One fix currently pending is that for MATBUG-16, Changing one material, or setting causes another material texture to be lost. This is an issue which can happen as a result of several factors. For example, setting a normal or specular map for one face of an object can result in maps already applied to other faces of an object either being removed or replaced with the most recently added map. The same issue can occur when applying a setting such as glossiness to one face of an object using materials.

MATBUG-16 demonstrated using 2 deiffuse maps and their associated normal maps. (l) the prim with a diffuse map added to one face & with the "stone" normal map still showing for all faces. (r) the normal map add
MATBUG-16 demonstrated using 2 diffuse maps and their associated normal maps. A prim previously set with a stone diffuse map and associated normal map has a green diffuse map applied to one face – the normal map is unaffected (l). However, when the normal map is updated, it changes for the entire prim (r)

This problem doesn’t happen every time mixed materials elements are used on object faces, but can occur when adding multiple materials elements to an object in quick succession. “There are a couple of problems there,” Oz Linden said while discussing the problem at the Open-source Dev meeting on Monday, April 15th. “The updates to the server are happening faster than it will allow, which is one problem. The other is that the updates are not applied locally as smoothly as they should be.”

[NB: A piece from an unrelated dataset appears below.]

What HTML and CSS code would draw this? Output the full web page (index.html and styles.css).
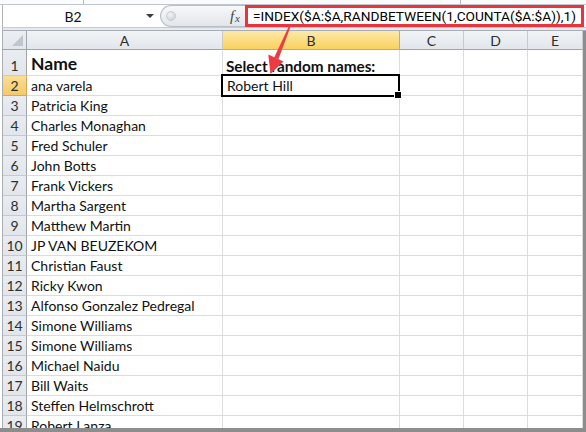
FILE: index.html
```html
<!DOCTYPE html>
<html>
<head>
<meta charset="utf-8">
<link rel="stylesheet" href="styles.css">
</head>
<body>
<div class="app">
  <div class="topstrip"><span class="seg seg1"></span><span class="seg seg2"></span></div>
  <div class="fbar">
    <div class="namebox"><span class="nb-text">B2</span><span class="nb-drop"><span class="tri"></span></span></div>
    <div class="fx-area"><span class="knob"></span><span class="fx"><span class="fx-f">f</span><span class="fx-x">x</span></span></div>
    <div class="formula"><span class="ftext">=INDEX($A:$A,RANDBETWEEN(1,COUNTA($A:$A)),1)</span></div>
  </div>
  <div class="gap"></div>
  <div class="sheet">
    <div class="grid">
      <div class="row hdr">
        <div class="c rh corner"><span class="corner-tri"></span></div>
        <div class="c ca ch">A</div>
        <div class="c cb ch chsel">B</div>
        <div class="c cc ch">C</div>
        <div class="c cd ch">D</div>
        <div class="c ce ch">E</div>
      </div>
      <div class="row r1">
        <div class="c rh">1</div>
        <div class="c ca title">Name</div>
        <div class="c cb bold">Select random names:</div>
        <div class="c cc"></div><div class="c cd"></div><div class="c ce"></div>
      </div>
      <div class="row">
        <div class="c rh rhsel">2</div>
        <div class="c ca">ana varela</div>
        <div class="c cb sel">Robert Hill</div>
        <div class="c cc"></div><div class="c cd"></div><div class="c ce"></div>
      </div>
      <div class="row"><div class="c rh">3</div><div class="c ca">Patricia King</div><div class="c cb"></div><div class="c cc"></div><div class="c cd"></div><div class="c ce"></div></div>
      <div class="row"><div class="c rh">4</div><div class="c ca">Charles Monaghan</div><div class="c cb"></div><div class="c cc"></div><div class="c cd"></div><div class="c ce"></div></div>
      <div class="row"><div class="c rh">5</div><div class="c ca">Fred Schuler</div><div class="c cb"></div><div class="c cc"></div><div class="c cd"></div><div class="c ce"></div></div>
      <div class="row"><div class="c rh">6</div><div class="c ca">John Botts</div><div class="c cb"></div><div class="c cc"></div><div class="c cd"></div><div class="c ce"></div></div>
      <div class="row"><div class="c rh">7</div><div class="c ca">Frank Vickers</div><div class="c cb"></div><div class="c cc"></div><div class="c cd"></div><div class="c ce"></div></div>
      <div class="row"><div class="c rh">8</div><div class="c ca">Martha Sargent</div><div class="c cb"></div><div class="c cc"></div><div class="c cd"></div><div class="c ce"></div></div>
      <div class="row"><div class="c rh">9</div><div class="c ca">Matthew Martin</div><div class="c cb"></div><div class="c cc"></div><div class="c cd"></div><div class="c ce"></div></div>
      <div class="row"><div class="c rh">10</div><div class="c ca">JP VAN BEUZEKOM</div><div class="c cb"></div><div class="c cc"></div><div class="c cd"></div><div class="c ce"></div></div>
      <div class="row"><div class="c rh">11</div><div class="c ca">Christian Faust</div><div class="c cb"></div><div class="c cc"></div><div class="c cd"></div><div class="c ce"></div></div>
      <div class="row"><div class="c rh">12</div><div class="c ca">Ricky Kwon</div><div class="c cb"></div><div class="c cc"></div><div class="c cd"></div><div class="c ce"></div></div>
      <div class="row"><div class="c rh">13</div><div class="c ca">Alfonso Gonzalez Pedregal</div><div class="c cb"></div><div class="c cc"></div><div class="c cd"></div><div class="c ce"></div></div>
      <div class="row"><div class="c rh">14</div><div class="c ca">Simone Williams</div><div class="c cb"></div><div class="c cc"></div><div class="c cd"></div><div class="c ce"></div></div>
      <div class="row"><div class="c rh">15</div><div class="c ca">Simone Williams</div><div class="c cb"></div><div class="c cc"></div><div class="c cd"></div><div class="c ce"></div></div>
      <div class="row"><div class="c rh">16</div><div class="c ca">Michael Naidu</div><div class="c cb"></div><div class="c cc"></div><div class="c cd"></div><div class="c ce"></div></div>
      <div class="row"><div class="c rh">17</div><div class="c ca">Bill Waits</div><div class="c cb"></div><div class="c cc"></div><div class="c cd"></div><div class="c ce"></div></div>
      <div class="row"><div class="c rh">18</div><div class="c ca">Steffen Helmschrott</div><div class="c cb"></div><div class="c cc"></div><div class="c cd"></div><div class="c ce"></div></div>
      <div class="row"><div class="c rh">19</div><div class="c ca">Robert Lanza</div><div class="c cb"></div><div class="c cc"></div><div class="c cd"></div><div class="c ce"></div></div>
    </div>
    <div class="rbar"></div>
  </div>
  <div class="bottombar"></div>
  <svg class="arrow" width="586" height="432" viewBox="0 0 586 432">
    <polygon points="289,26 290.6,26.6 278.4,59.2 274.2,57.6" fill="#ee3a43"/>
    <polygon points="283.5,61.5 270.5,74 268.3,54.5" fill="#ee3a43"/>
  </svg>
</div>
</body>
</html>
```

FILE: styles.css
```css
* { box-sizing: border-box; }
html, body { margin: 0; padding: 0; }
body {
  width: 586px;
  height: 432px;
  overflow: hidden;
  background: #ffffff;
  font-family: Lato, "Open Sans", sans-serif;
  color: #111;
}
.app {
  position: relative;
  width: 586px;
  height: 432px;
  display: flex;
  flex-direction: column;
}
.topstrip {
  flex: none;
  height: 5px;
  display: flex;
  background: #fafbfc;
  border-bottom: 1px solid #c2c7cd;
}
.seg { height: 4px; border-right: 1px solid #b3b8be; }
.seg1 { width: 84px; }
.seg2 { width: 377px; }

.fbar {
  flex: none;
  height: 22px;
  display: flex;
  margin-left: 2px;
  border-left: 1px solid #aeb3ba;
  background: #ffffff;
}
.namebox {
  width: 157px;
  display: flex;
  align-items: center;
  background: #fff;
}
.nb-text {
  width: 140px;
  text-align: center;
  font-size: 14px;
  color: #111;
}
.nb-drop {
  width: 17px;
  display: flex;
  justify-content: center;
  align-items: center;
}
.tri {
  width: 0; height: 0;
  border-left: 4px solid transparent;
  border-right: 4px solid transparent;
  border-top: 4px solid #3a3a3a;
  margin-left: -4px;
}
.fx-area {
  width: 85px;
  display: flex;
  align-items: center;
  justify-content: space-between;
  padding: 0 5px 0 5px;
  border-radius: 11px 0 0 11px;
  border: 1px solid #b9bec5;
  border-right: none;
  background: linear-gradient(#f7f8fa, #e2e6eb);
}
.knob {
  width: 10px;
  height: 10px;
  border-radius: 50%;
  background: radial-gradient(circle at 40% 35%, #f4f5f7, #c3c8ce);
  border: 1px solid #c9ced4;
}
.fx {
  font-family: "Liberation Serif", serif;
  font-style: italic;
  color: #444;
  font-size: 15px;
  line-height: 1;
  display: flex;
  align-items: flex-end;
}
.fx-x { font-size: 11px; margin-left: 1px; }
.formula {
  width: 339px;
  border: 3px solid #e8343c;
  padding-left: 5px;
  white-space: nowrap;
  overflow: hidden;
  display: flex;
  align-items: center;
}
.ftext {
  font-family: Roboto, Lato, sans-serif;
  font-size: 13.7px;
  line-height: 16px;
  color: #000;
}
.gap {
  flex: none;
  height: 4px;
  margin-left: 2px;
  border-left: 1px solid #aeb3ba;
  border-top: 1px solid #c7ccd2;
  border-bottom: 1px solid #a9aeb5;
  background: #e7eaee;
}
.sheet {
  flex: none;
  height: 397px;
  display: flex;
}
.grid {
  width: 583px;
  margin-left: 2px;
  border-left: 1px solid #a9aeb5;
  overflow: hidden;
}
.rbar { width: 3px; background: #8d8d8d; }
.bottombar { flex: none; height: 4px; background: #8d8d8d; }

.row { display: flex; height: 20px; }
.row.hdr { height: 19px; }
.row.r1 { height: 26px; }

.c {
  flex: none;
  height: 100%;
  border-right: 1px solid #dadcdf;
  border-bottom: 1px solid #dadcdf;
  display: flex;
  align-items: flex-end;
  padding: 0 3px 1px 4px;
  white-space: nowrap;
  overflow: hidden;
  font-size: 14px;
  line-height: 17px;
  color: #111;
}
.rh {
  width: 24px;
  justify-content: center;
  padding: 0 0 1px 0;
  background: linear-gradient(#e9ecf0, #e2e6eb);
  border-right: 1px solid #9ea5ad;
  border-bottom: 1px solid #c5cad1;
  color: #2e2e2e;
  font-size: 14px;
}
.rhsel {
  background: linear-gradient(#f9dd97, #f5c968);
  border-right: 1px solid #e3a444;
  border-bottom: 1px solid #e3a444;
}
.ca { width: 196px; }
.cb { width: 177px; }
.cc { width: 64px; }
.cd { width: 64px; }
.ce { width: 55px; }

.ch {
  justify-content: center;
  align-items: center;
  padding: 0;
  background: linear-gradient(#f1f3f6, #e2e6eb);
  border-right: 1px solid #c5cad1;
  border-bottom: 1px solid #9ea5ad;
  color: #2e2e2e;
  font-size: 14px;
}
.chsel {
  background: linear-gradient(#fdeaa6, #f9d15f);
  border-right: 1px solid #e3a444;
  border-bottom: 1px solid #e3a444;
}
.corner {
  background: linear-gradient(#eceef2, #e2e6eb);
  border-bottom: 1px solid #9ea5ad;
  justify-content: flex-end;
  align-items: flex-end;
  padding: 0 3px 3px 0;
}
.corner-tri {
  width: 11px;
  height: 11px;
  background: #c0c5cb;
  clip-path: polygon(100% 0, 100% 100%, 0 100%);
}
.title {
  font-weight: bold;
  font-size: 17.5px;
  line-height: 21px;
  padding-bottom: 1px;
}
.bold { font-weight: bold; font-size: 15.3px; padding-bottom: 0; padding-left: 3px; }
.sel { position: relative; overflow: visible; }
.sel::after {
  content: "";
  position: absolute;
  left: -2px;
  top: -2px;
  right: -1px;
  bottom: -2px;
  border: 2px solid #000;
}
.sel::before {
  content: "";
  position: absolute;
  right: -3px;
  bottom: -4px;
  width: 6px;
  height: 6px;
  background: #000;
  border: 1px solid #fff;
  z-index: 2;
}
.arrow {
  position: absolute;
  left: 0;
  top: 0;
  pointer-events: none;
}
```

Tonya Souther, who re-worked the Build floater for materials processing added, “Yeah, that bug has been driving me batty ever since I first did the UI. And I think that’s due to the design of the system…the UI has to ask the server for the material separately, and apply the values retrieved from it to the UI components when they arrive. That ‘s the only way that the UI won’t get out of sync with the actual values stored on the server … I just need to find a way to make the delay not apparent to the user and handle changes that come along in that period.”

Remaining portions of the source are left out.